Catdoc is a MS Word file decoding tool that doesn't attempt to analyze file formatting (it just extracts readable text), but is able to handle all versions of Word and convert character encodings. A Tcl/Tk graphical viewer is also included. It can also read RTF files and convert Excel and PowerPoint files.
| Tags | Text Processing |
|---|---|
| Licenses | GPL |
| Operating Systems | Linux (32 and 64 bit) BSD |
| Implementation | C |
Catdoc has a new maintainer, Nick Bane, and is now hosted as part of the Alioth project supported by Debian. New VCS content will appear in due course. Bugs should be filed via the Debian Bug Tracking System. Pending changes include a rewrite of the build system to implement a more standardised build. catdoc is a stable codebase, large functional changes are not likely.


Release Notes: This release fixes codepage and charset bugs, handles negative numbers on 64bit architectures, and fixes a Macintosh MS1904 date bug in xlsparse.

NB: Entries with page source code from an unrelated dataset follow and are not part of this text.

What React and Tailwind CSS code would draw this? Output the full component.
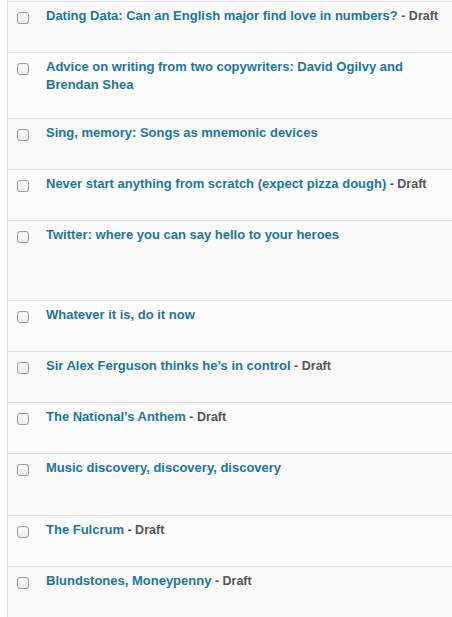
import React from "react";

const rows = [
  { t: "Dating Data: Can an English major find love in numbers?", d: true, h: "h-[51px]" },
  { t: "Advice on writing from two copywriters: David Ogilvy and Brendan Shea", d: false, h: "h-[66px]" },
  { t: "Sing, memory: Songs as mnemonic devices", d: false, h: "h-[51px]" },
  { t: "Never start anything from scratch (expect pizza dough)", d: true, h: "h-[51px]" },
  { t: "Twitter: where you can say hello to your heroes", d: false, h: "h-[80px]" },
  { t: "Whatever it is, do it now", d: false, h: "h-[51px]" },
  { t: "Sir Alex Ferguson thinks he\u2019s in control", d: true, h: "h-[51px]" },
  { t: "The National\u2019s Anthem", d: true, h: "h-[51px]" },
  { t: "Music discovery, discovery, discovery", d: false, h: "h-[62px]" },
  { t: "The Fulcrum", d: true, h: "h-[51px]" },
  { t: "Blundstones, Moneypenny", d: true, h: "h-[51px]" },
];

function Checkbox() {
  return (
    <span className="mt-[10px] ml-[9px] block h-[12px] w-[12px] shrink-0 rounded-[3px] border border-[#9a9a9a] bg-gradient-to-b from-[#ffffff] to-[#e9e9e9] shadow-[inset_0_1px_1px_rgba(0,0,0,0.05)]" />
  );
}

export default function App() {
  return (
    <div className="min-h-[617px] bg-white pt-px pl-[7px] [font-family:'Liberation_Sans',Arial,sans-serif]">
      <div className="border-t border-l border-[#dfdfdf]">
        {rows.map((r, i) => (
          <div
            key={i}
            className={`flex ${r.h} border-b border-[#dfdfdf] ${i % 2 === 0 ? "bg-[#f9f9f9]" : "bg-[#fcfcfc]"}`}
          >
            <Checkbox />
            <div className="ml-[17px] pr-[8px] pt-[5px] text-[13px] leading-[18px] font-bold text-[#21759b]">
              {r.t}
              {r.d && (
                <span className="text-[12.5px] text-[#555555]"> - Draft</span>
              )}
            </div>
          </div>
        ))}
      </div>
    </div>
  );
}
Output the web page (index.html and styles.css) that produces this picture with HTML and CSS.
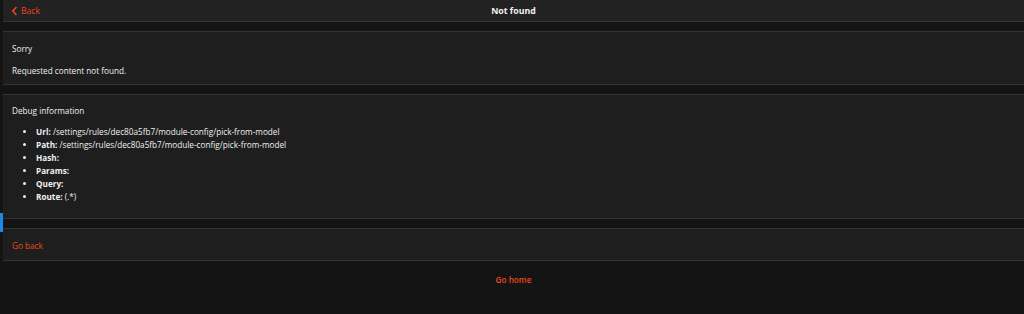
FILE: index.html
```html
<!DOCTYPE html>
<html lang="en">
<head>
  <meta charset="UTF-8">
  <title>Not found</title>
  <link rel="stylesheet" href="styles.css">
</head>
<body>
  <div class="indicator"></div>
  <div class="page">
    <header class="topbar">
      <a class="back" href="#">
        <svg width="7" height="10" viewBox="0 0 7 10"><path d="M5.5 1 L1.8 5 L5.5 9" fill="none" stroke="currentColor" stroke-width="1.6"/></svg>
        Back
      </a>
      <h1>Not found</h1>
    </header>

    <section class="card">
      <p class="title">Sorry</p>
      <p>Requested content not found.</p>
    </section>

    <section class="card debug-card">
      <p class="title">Debug information</p>
      <ul class="debug">
        <li><strong>Url:</strong> /settings/rules/dec80a5fb7/module-config/pick-from-model</li>
        <li><strong>Path:</strong> /settings/rules/dec80a5fb7/module-config/pick-from-model</li>
        <li><strong>Hash:</strong></li>
        <li><strong>Params:</strong></li>
        <li><strong>Query:</strong></li>
        <li><strong>Route:</strong> (.*)</li>
      </ul>
    </section>

    <section class="card link-card">
      <a href="#">Go back</a>
    </section>

    <div class="footer">
      <a href="#">Go home</a>
    </div>
  </div>
</body>
</html>
```

FILE: styles.css
```css
body {
  margin: 0;
  background: #141414;
  color: #f0f0f0;
  font-family: 'Open Sans', sans-serif;
  font-size: 8.2px;
  height: 314px;
  overflow: hidden;
}

a {
  color: #e8491b;
  text-decoration: none;
}

.indicator {
  position: absolute;
  left: 0;
  top: 213px;
  width: 3px;
  height: 19px;
  background: #1e88e5;
}

.page {
  margin-left: 3px;
}

.topbar {
  height: 21px;
  background: #222;
  border-bottom: 1px solid #363636;
  display: flex;
  align-items: center;
  position: relative;
}

.back {
  display: flex;
  align-items: center;
  gap: 3px;
  margin-left: 8px;
  font-size: 8.6px;
}

.topbar h1 {
  position: absolute;
  left: 0;
  right: 0;
  margin: 0;
  text-align: center;
  font-size: 8.8px;
  font-weight: bold;
  pointer-events: none;
}

.card {
  background: #1e1e1e;
  border-top: 1px solid #333;
  border-bottom: 1px solid #333;
  margin-top: 9px;
  padding: 10px 9px 7px;
}

.card p {
  margin: 0;
  line-height: 13px;
}

.card p.title {
  margin-bottom: 9px;
}

.debug-card {
  padding-top: 9px;
}

.debug-card p.title {
  margin-bottom: 8px;
}

.debug {
  margin: 0 0 8px;
  padding-left: 24px;
  list-style: disc;
}

.debug li {
  line-height: 13px;
}

.link-card {
  padding: 10px 9px 8px;
  line-height: 13px;
}

.link-card a {
  font-weight: 500;
}

.footer {
  text-align: center;
  padding-top: 12px;
  line-height: 13px;
}

.footer a {
  font-weight: 600;
}
```
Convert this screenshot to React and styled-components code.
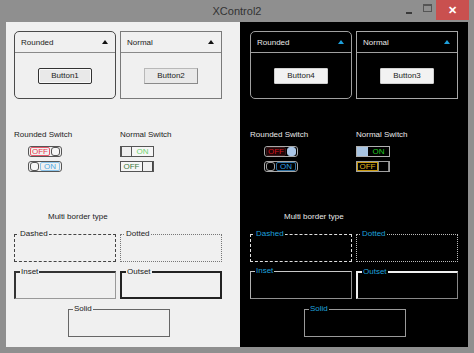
import React from 'react'
import styled, { createGlobalStyle, ThemeProvider } from 'styled-components'

const GlobalStyle = createGlobalStyle`
  html, body {
    margin: 0;
    padding: 0;
    background: #8f8f8f;
    font-family: "Liberation Sans", Arial, sans-serif;
  }
`

const lightTheme = {
  bg: '#f0f0f0',
  text: '#222',
  legend: '#222',
  pad: 8,
  width: 234,
  groupRounded: '#4a4a4a',
  groupNormal: '#7a7a7a',
  headLine: '#8a8a8a',
  arrow: '#111',
  borders: {
    dashed: '1px dashed #444',
    dotted: '1px dotted #777',
    inset: { top: '2px solid #333', left: '2px solid #333', right: '1px solid #999', bottom: '1px solid #999' },
    outset: '2px solid #222',
    solid: '1px solid #666',
  },
}

const darkTheme = {
  bg: '#000',
  text: '#e8e8e8',
  legend: '#1ea0dc',
  pad: 10,
  width: 228,
  groupRounded: '#a0a0a0',
  groupNormal: '#a8a8a8',
  headLine: '#a0a0a0',
  arrow: '#1ea0dc',
  borders: {
    dashed: '1px dashed #e0e0e0',
    dotted: '1px dotted #bbb',
    inset: { top: '1px solid #c8c8c8', left: '1px solid #b0b0b0', right: '1px solid #909090', bottom: '1px solid #909090' },
    outset: { top: '2px solid #f0f0f0', left: '2px solid #f0f0f0', right: '1px solid #888', bottom: '1px solid #888' },
    solid: '1px solid #9a9a9a',
  },
}

const Window = styled.div`
  width: 474px;
  height: 353px;
  display: flex;
  flex-direction: column;
  background: #8f8f8f;
`

const TitleBar = styled.div`
  height: 22px;
  display: grid;
  grid-template-columns: 1fr auto 1fr;
  align-items: start;
`

const Title = styled.div`
  grid-column: 2;
  font-size: 11px;
  line-height: 22px;
  color: #333;
`

const Controls = styled.div`
  grid-column: 3;
  justify-self: end;
  display: flex;
  align-items: flex-start;
  margin-right: 5px;
`

const CtrlBtn = styled.div`
  width: 18px;
  height: 20px;
  display: flex;
  align-items: center;
  justify-content: center;
`

const MinIcon = styled.div`
  width: 6px;
  height: 2px;
  margin-top: 6px;
  background: #3a3a3a;
`

const MaxIcon = styled.div`
  width: 7px;
  height: 5px;
  margin-top: -4px;
  border: 1px solid #555;
  border-top-width: 2px;
`

const CloseBtn = styled.div`
  width: 33px;
  height: 20px;
  background: #c9504f;
  color: #fff;
  font-size: 11px;
  font-weight: bold;
  display: flex;
  align-items: center;
  justify-content: center;
`

const Client = styled.div`
  display: flex;
  margin: 0 6px;
  height: 325px;
`

const Panel = styled.div`
  width: ${({ theme }) => theme.width}px;
  background: ${({ theme }) => theme.bg};
  color: ${({ theme }) => theme.text};
  padding: 9px 0 0 ${({ theme }) => theme.pad}px;
  box-sizing: border-box;
  font-size: 8px;
`

const GroupRow = styled.div`
  display: grid;
  grid-template-columns: 102px 102px;
  gap: 4px;
`

const GroupBox = styled.div`
  height: 68px;
  box-sizing: border-box;
  display: flex;
  flex-direction: column;
  border: 1px solid ${({ theme, $rounded }) => ($rounded ? theme.groupRounded : theme.groupNormal)};
  border-radius: ${({ $rounded }) => ($rounded ? '5px' : '0')};
`

const GroupHead = styled.div`
  height: 20px;
  flex: none;
  display: flex;
  align-items: center;
  justify-content: space-between;
  padding: 0 7px 0 6px;
  border-bottom: 1px solid ${({ theme }) => theme.headLine};
`

const Arrow = styled.div`
  width: 0;
  height: 0;
  border-left: 3px solid transparent;
  border-right: 3px solid transparent;
  border-bottom: 4px solid ${({ theme }) => theme.arrow};
`

const GroupBody = styled.div`
  flex: 1;
  display: flex;
  align-items: center;
  justify-content: center;
`

const Button = styled.div`
  width: 54px;
  height: 16px;
  box-sizing: border-box;
  display: flex;
  align-items: center;
  justify-content: center;
  color: #222;
  font-size: 8px;
  background: ${({ $variant }) => ($variant === 'dark' ? '#f2f2f2' : '#e9e9e9')};
  ${({ $variant }) =>
    $variant === 'rounded'
      ? 'border: 1px solid #333; box-shadow: inset 0 0 0 1px #fafafa; border-radius: 2px;'
      : $variant === 'normal'
      ? 'border: 1px solid #b8b8b8; border-right-color: #8a8a8a; border-bottom-color: #8a8a8a;'
      : 'border: 1px solid #cfcfcf; border-radius: 1px;'}
`

const SwitchRow = styled.div`
  margin-top: 31px;
  display: grid;
  grid-template-columns: 106px auto;
`

const SwitchCol = styled.div`
  display: flex;
  flex-direction: column;
`

const Label = styled.div`
  line-height: 10px;
  white-space: nowrap;
`

const SwitchStack = styled.div`
  margin-top: 6px;
  margin-left: ${({ $indent }) => $indent}px;
  display: flex;
  flex-direction: column;
  gap: 4px;
`

const SwitchFrame = styled.div`
  width: 34px;
  height: 11px;
  box-sizing: border-box;
  display: flex;
  flex-direction: ${({ $on }) => ($on ? 'row-reverse' : 'row')};
  border: 1px solid ${({ $c }) => $c.frame};
  border-radius: ${({ $rounded }) => ($rounded ? '3px' : '0')};
  padding: ${({ $rounded }) => ($rounded ? '0 1px' : '0')};
  gap: ${({ $rounded }) => ($rounded ? '1px' : '0')};
`

const SwitchText = styled.div`
  flex: 1;
  display: flex;
  align-items: center;
  justify-content: center;
  font-size: 8px;
  line-height: 8px;
  color: ${({ $c }) => $c.text};
  background: ${({ $c }) => $c.segBg || 'transparent'};
  border: ${({ $c }) => ($c.segBorder ? `1px solid ${$c.segBorder}` : 'none')};
  border-radius: ${({ $rounded }) => ($rounded ? '2px' : '0')};
`

const Knob = styled.div`
  width: ${({ $rounded }) => ($rounded ? 9 : 11)}px;
  flex: none;
  box-sizing: border-box;
  background: ${({ $c }) => $c.knobBg};
  border: 1px solid ${({ $c }) => $c.knobBorder};
  border-radius: ${({ $rounded }) => ($rounded ? '3px' : '0')};
  ${({ $rounded }) => (!$rounded ? 'border-top: none; border-bottom: none;' : '')}
`

function Switch({ rounded, on, c }) {
  return (
    <SwitchFrame $rounded={rounded} $on={on} $c={c}>
      <SwitchText $rounded={rounded} $c={c}>{on ? 'ON' : 'OFF'}</SwitchText>
      <Knob $rounded={rounded} $c={c} />
    </SwitchFrame>
  )
}

const switches = {
  light: {
    rounded: [
      { on: false, c: { frame: '#555', text: '#e8384c', segBorder: '#e8586a', knobBg: '#f6f6f6', knobBorder: '#555' } },
      { on: true, c: { frame: '#555', text: '#4aa8e6', segBorder: '#8cc4ea', knobBg: '#f6f6f6', knobBorder: '#555' } },
    ],
    normal: [
      { on: true, c: { frame: '#555', text: '#6fd36f', segBg: '#f6f6f6', knobBg: '#f0f0f0', knobBorder: '#555' } },
      { on: false, c: { frame: '#555', text: '#3c7a3c', segBg: '#f6f6f6', knobBg: '#f0f0f0', knobBorder: '#444' } },
    ],
  },
  dark: {
    rounded: [
      { on: false, c: { frame: '#a8a8a8', text: '#d0141e', segBg: '#1e0608', segBorder: '#3a1a1c', knobBg: '#aac6e6', knobBorder: '#aac6e6' } },
      { on: true, c: { frame: '#a8a8a8', text: '#2a9ee4', segBorder: '#2f6f9f', knobBg: '#000', knobBorder: '#a0a0a0' } },
    ],
    normal: [
      { on: true, c: { frame: '#b0b0b0', text: '#22cc22', knobBg: '#a8c4e2', knobBorder: '#a8c4e2' } },
      { on: false, c: { frame: '#a0a0a0', text: '#e0b41c', segBorder: '#c89a10', knobBg: '#000', knobBorder: '#888' } },
    ],
  },
}

const BorderTitle = styled.div`
  margin-top: 40px;
  margin-left: 34px;
  line-height: 10px;
`

const BorderGrid = styled.div`
  margin-top: 12px;
  display: grid;
  grid-template-columns: 102px 102px;
  grid-auto-rows: 28px;
  column-gap: 4px;
  row-gap: 9px;
`

const BorderBox = styled.div`
  position: relative;
  box-sizing: border-box;
  ${({ theme, $kind }) => {
    const b = theme.borders[$kind]
    if (typeof b === 'string') return `border: ${b};`
    return `border-top: ${b.top}; border-left: ${b.left}; border-right: ${b.right}; border-bottom: ${b.bottom};`
  }}
`

const SolidBox = styled(BorderBox)`
  width: 102px;
  height: 28px;
  margin: 10px 0 0 54px;
`

const Legend = styled.span`
  position: absolute;
  top: -6px;
  left: 4px;
  padding: 0 1px;
  line-height: 10px;
  background: ${({ theme }) => theme.bg};
  color: ${({ theme }) => theme.legend};
`

function ControlPanel({ theme, mode, buttons }) {
  const sw = switches[mode]
  return (
    <ThemeProvider theme={theme}>
      <Panel>
        <GroupRow>
          <GroupBox $rounded>
            <GroupHead>
              <span>Rounded</span>
              <Arrow />
            </GroupHead>
            <GroupBody>
              <Button $variant={mode === 'dark' ? 'dark' : 'rounded'}>{buttons[0]}</Button>
            </GroupBody>
          </GroupBox>
          <GroupBox>
            <GroupHead>
              <span>Normal</span>
              <Arrow />
            </GroupHead>
            <GroupBody>
              <Button $variant={mode === 'dark' ? 'dark' : 'normal'}>{buttons[1]}</Button>
            </GroupBody>
          </GroupBox>
        </GroupRow>

        <SwitchRow>
          <SwitchCol>
            <Label>Rounded Switch</Label>
            <SwitchStack $indent={14}>
              {sw.rounded.map((s, i) => (
                <Switch key={i} rounded on={s.on} c={s.c} />
              ))}
            </SwitchStack>
          </SwitchCol>
          <SwitchCol>
            <Label>Normal Switch</Label>
            <SwitchStack $indent={0}>
              {sw.normal.map((s, i) => (
                <Switch key={i} on={s.on} c={s.c} />
              ))}
            </SwitchStack>
          </SwitchCol>
        </SwitchRow>

        <BorderTitle>Multi border type</BorderTitle>
        <BorderGrid>
          <BorderBox $kind="dashed"><Legend>Dashed</Legend></BorderBox>
          <BorderBox $kind="dotted"><Legend>Dotted</Legend></BorderBox>
          <BorderBox $kind="inset"><Legend>Inset</Legend></BorderBox>
          <BorderBox $kind="outset"><Legend>Outset</Legend></BorderBox>
        </BorderGrid>
        <SolidBox $kind="solid"><Legend>Solid</Legend></SolidBox>
      </Panel>
    </ThemeProvider>
  )
}

export default function App() {
  return (
    <>
      <GlobalStyle />
      <Window>
        <TitleBar>
          <Title>XControl2</Title>
          <Controls>
            <CtrlBtn><MinIcon /></CtrlBtn>
            <CtrlBtn><MaxIcon /></CtrlBtn>
            <CloseBtn>✕</CloseBtn>
          </Controls>
        </TitleBar>
        <Client>
          <ControlPanel theme={lightTheme} mode="light" buttons={['Button1', 'Button2']} />
          <ControlPanel theme={darkTheme} mode="dark" buttons={['Button4', 'Button3']} />
        </Client>
      </Window>
    </>
  )
}
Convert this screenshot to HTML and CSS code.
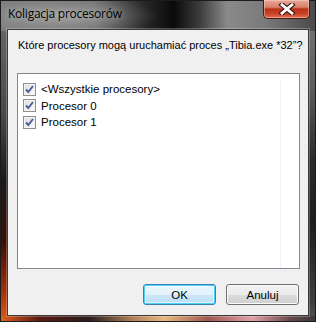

Release Notes: A catppt utility for viewing PowerPoint files was added. Processing of Mac charsets and dates was improved.


Release Notes: A lot of bugs concerning the RTF parser and xls3csv have been fixed. The ability to define a customizable page separator for multi-page spreadsheets and command line switch to specify desired maximal precision of floating point numbers (the default now is to output as many digits as it is) have been added. A bug with reading pre-OLE word/write files and text files (Debian bug #255625) has been fixed.